Golestān experimented with different narrative styles, and it was only in two late collections of stories, Jūy o dīvār o tešna (The stream and the wall and the parched, 1967) and Madd o meh (The tide and the mist, 1969) that he managed to find a style and voice of his own. His poetic language draws inspiration both from syntactical forms of classical Persian prose, and the experiments of modernist writers, most notably Gertrude Stein. The influence of modernism is evident also in the structure of Golestān’s short stories, where the traditional linear plot-line is abandoned in favor of disrupted chronology and free association of ideas. Contrary to most other modern Persian authors, Golestān pays little heed to the state of the poor and the dispossessed. Instead, his short stories are devoted to the world of Persian intellectuals, their concerns, anxieties and private obsessions. His short stories resemble well-made decorative objets d’art, pleasing perhaps to the cognoscenti but leaving the majority of readers unmoved. Golestān’s brand of modernism has influenced the later generation of writers like Bahman Forsī (b. 1933) and Hūšang Golšīrī (b. 1937).
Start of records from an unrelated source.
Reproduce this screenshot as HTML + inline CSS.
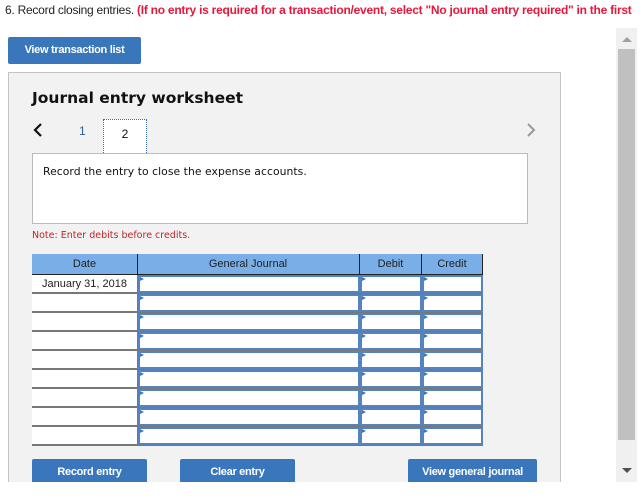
<!DOCTYPE html>
<html><head><meta charset="utf-8"><style>
*{margin:0;padding:0;box-sizing:border-box}
body{width:643px;height:500px;background:#fff;position:relative;overflow:hidden;font-family:"Liberation Sans",Arial,sans-serif}
#w{position:absolute;left:0;top:0;width:643px;height:482px;overflow:hidden}
.a{position:absolute}
.btn{position:absolute;background:#3a76bb;color:#fff;font-weight:bold;font-size:11px;text-align:center;border-radius:2px;letter-spacing:-0.3px}
.v{font-family:"DejaVu Sans",Verdana,sans-serif}
.cell{position:absolute;background:#fff;border:2px solid #5583bf}
.cell:before{content:"";position:absolute;left:0;top:0;border-left:4px solid #3a76bb;border-top:2.5px solid transparent;border-bottom:2.5px solid transparent}
</style></head><body><div id="w">
<div class="a" style="left:5px;top:3px;font-size:12px;color:#222;white-space:nowrap;letter-spacing:-0.25px">6. Record closing entries. <b style="color:#e8173c">(If no entry is required for a transaction/event, select "No journal entry required" in the first</b></div>
<div class="btn" style="left:8px;top:37px;width:133px;height:27px;line-height:27px">View transaction list</div>
<div class="a" style="left:8px;top:72px;width:553px;height:440px;background:#f2f2f2;border:1px solid #c4c4c4"></div>
<div class="a v" style="left:32px;top:89px;font-size:15.5px;font-weight:bold;color:#111">Journal entry worksheet</div>
<svg class="a" style="left:33px;top:123px" width="10" height="14"><path d="M8 1 L2 7 L8 13" fill="none" stroke="#111" stroke-width="2.2"/></svg>
<div class="a" style="left:79px;top:124px;font-size:12px;color:#2a5d9f">1</div>
<div class="a" style="left:103px;top:119px;width:44px;height:36px;background:#fff;border:1px dotted #3a6aa8;border-bottom:none;text-align:center;line-height:28px;font-size:12px;color:#111">2</div>
<svg class="a" style="left:526px;top:123px" width="10" height="14"><path d="M2 1 L8 7 L2 13" fill="none" stroke="#999" stroke-width="2"/></svg>
<div class="a" style="left:32px;top:153px;width:496px;height:71px;background:#fff;border:1px solid #bbb"></div>
<div class="a v" style="left:43px;top:165px;font-size:10.8px;color:#111;letter-spacing:0.05px">Record the entry to close the expense accounts.</div>
<div class="a v" style="left:32px;top:230px;font-size:9.5px;color:#c0242c">Note: Enter debits before credits.</div>
<div class="a" style="left:32px;top:254px;width:451px;height:21px;background:#79aee6;border-bottom:1px solid #222"></div>
<div class="a" style="left:137px;top:254px;width:1px;height:20px;background:#222"></div>
<div class="a" style="left:359px;top:254px;width:1px;height:20px;background:#222"></div>
<div class="a" style="left:421px;top:254px;width:1px;height:20px;background:#222"></div>
<div class="a" style="left:482px;top:254px;width:1px;height:20px;background:#222"></div>
<div class="a" style="left:32px;top:258px;width:105px;text-align:center;font-size:11px;color:#222">Date</div>
<div class="a" style="left:137px;top:258px;width:222px;text-align:center;font-size:11px;color:#222">General Journal</div>
<div class="a" style="left:360px;top:258px;width:61px;text-align:center;font-size:11px;color:#222">Debit</div>
<div class="a" style="left:421px;top:258px;width:62px;text-align:center;font-size:11px;color:#222">Credit</div>
<div class="a" style="left:32px;top:275px;width:451px;height:171px;background:#777"></div>
<div id="rows"></div>
<div class="a" style="left:32px;top:278px;width:105px;text-align:center;font-size:11px;color:#222">January 31, 2018</div>
<div class="btn" style="left:32px;top:459px;width:115px;height:26px;line-height:26px">Record entry</div>
<div class="btn" style="left:180px;top:459px;width:115px;height:26px;line-height:26px">Clear entry</div>
<div class="btn" style="left:408px;top:459px;width:129px;height:26px;line-height:26px">View general journal</div>
<div class="a" style="left:616px;top:28px;width:21px;height:454px;background:#f0f0f0"></div>
<div class="a" style="left:618px;top:49px;width:17px;height:391px;background:#c0c0c0"></div>
<div class="a" style="left:622px;top:37px;border-left:5px solid transparent;border-right:5px solid transparent;border-bottom:5px solid #a0a0a0"></div>
<div class="a" style="left:622px;top:468px;border-left:5px solid transparent;border-right:5px solid transparent;border-top:5px solid #505050"></div>
<script>
var h='';for(var i=0;i<9;i++){var t=275+i*19;
h+='<div class="a" style="left:32px;top:'+t+'px;width:105px;height:17px;background:#fff"></div>';
h+='<div class="cell" style="left:138px;top:'+t+'px;width:222px;height:18px"></div>';
h+='<div class="cell" style="left:360px;top:'+t+'px;width:62px;height:18px"></div>';
h+='<div class="cell" style="left:422px;top:'+t+'px;width:61px;height:18px"></div>';}
document.getElementById('rows').outerHTML=h;
</script>
</div></body></html>
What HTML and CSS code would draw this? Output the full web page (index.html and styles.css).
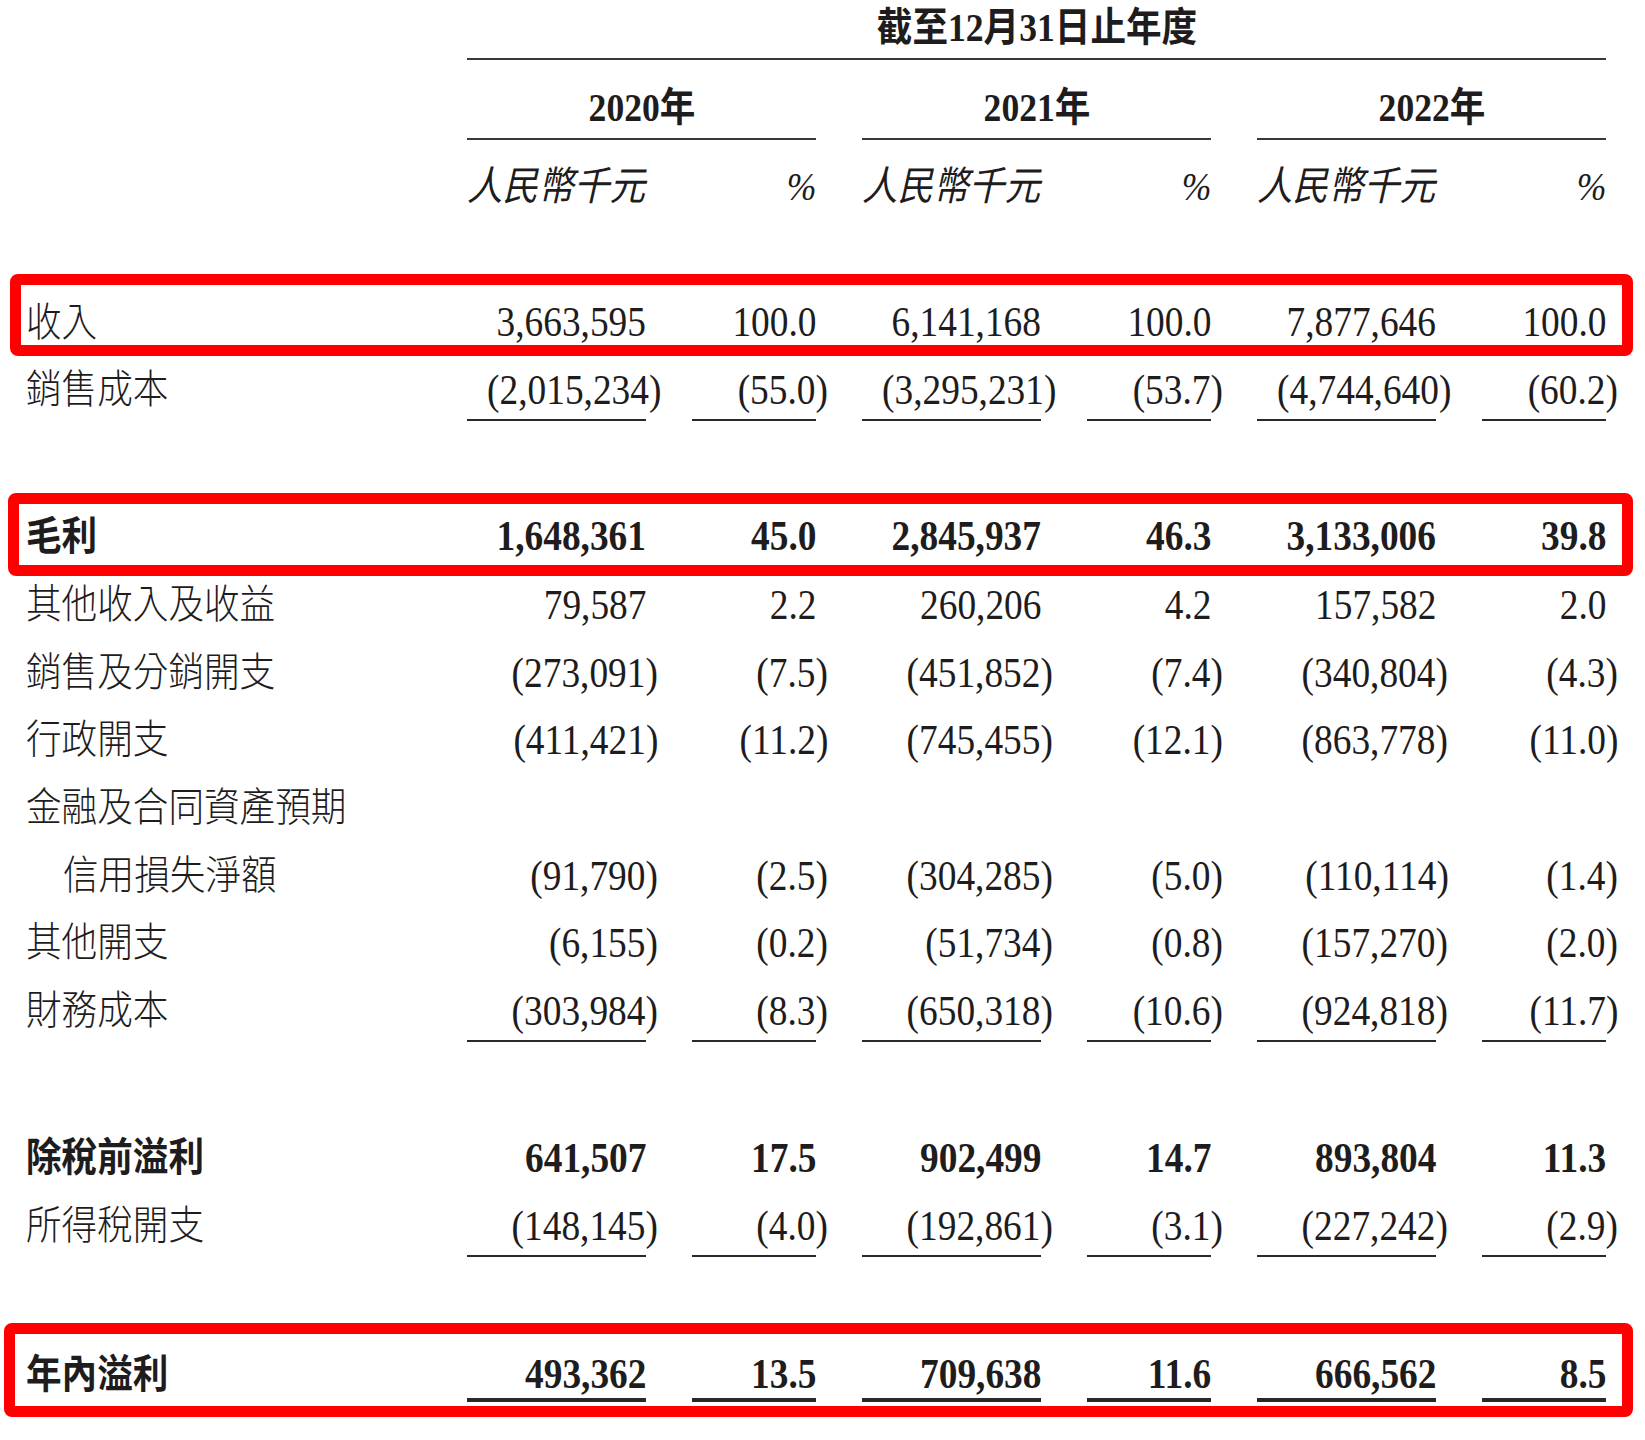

Although the stories of Behāḏīn show similar indebtedness to classical Persian models, he does not follow Golestān’s modernist experiments with syntax. Behāḏīn is an author whose stories, delivered in a lucid literary style, express his leftist social beliefs. In some of his later works like the short story collection Mohra-ye mār (The snake charm, 1955), he turns to literary allegory, imbuing ancient tales with a new message, a technique which allows him to express his critical views obliquely. Behāḏīn’s predecessors in the sub-genre of the allegorical tale were Hedāyat (in Āb-e zendagī, 1931) and Čūbak (“Esāʾa-ye adab” in the collection Ḵayma-šab-bāzī).

PERIOD OF GROWTH AND DEVELOPMENT

This second period in the development of the modern Persian short story began with the coup of 28 Mordād 1332/19 August 1953 (see COUP D’ETAT OF 1332 Š./1953), and ended with the revolution of 1979.

The relative freedom experienced in Persia after Reżā Shah’s abdication in 1320 Š./1941 had ensured a more liberal exchange of views in society, while the concurrent boom in publishing and translation introduced the Persian public to classics of world literature. All these factors contributed to the development of modern Persian fiction. In spite of the political upheavals, which limited the opportunities for new writers, established authors like Āl-e Aḥmad, Golestān, and Behāḏīn went on to write their best works. The writers of this so-called “Second Generation,” some of the most creative new talent in Persian fiction, also came of age during that period. Even authors like Maḥmūd Dawlatābādī (b. 1940), Esmāʿīl Faṣīḥ (b. 1935), Maḥmūd Kīānūš (b. 1934), and Aṣḡar Elāhī (b. 1944), who created their best known stories in the next period (the period of diversity), matured in the cultural and social climate after the coup. Many of these younger authors started publishing their stories in the late 1950s, either in magazines or by small presses which printed their works in a few hundred copies, often at the author’s own expense. Despite all social and political difficulties, this period is considered by some critics as the heyday of modern Persian narrative fiction. During this era of growth and development, the short story continued to be the leading narrative genre of modern Persian fiction, the favorite medium for new authors, with the exception of ʿAlī-Moḥammad Afḡānī, whose novel Šawhar-e Āhū Ḵanūm, published in 1961, was his first work. Most of the stories from this period focus on the predicaments of the little man and the anti-hero. They criticize the oppression by the ruling regime, and create a disturbing picture of the pain, poverty, and ignorance afflicting the common folk.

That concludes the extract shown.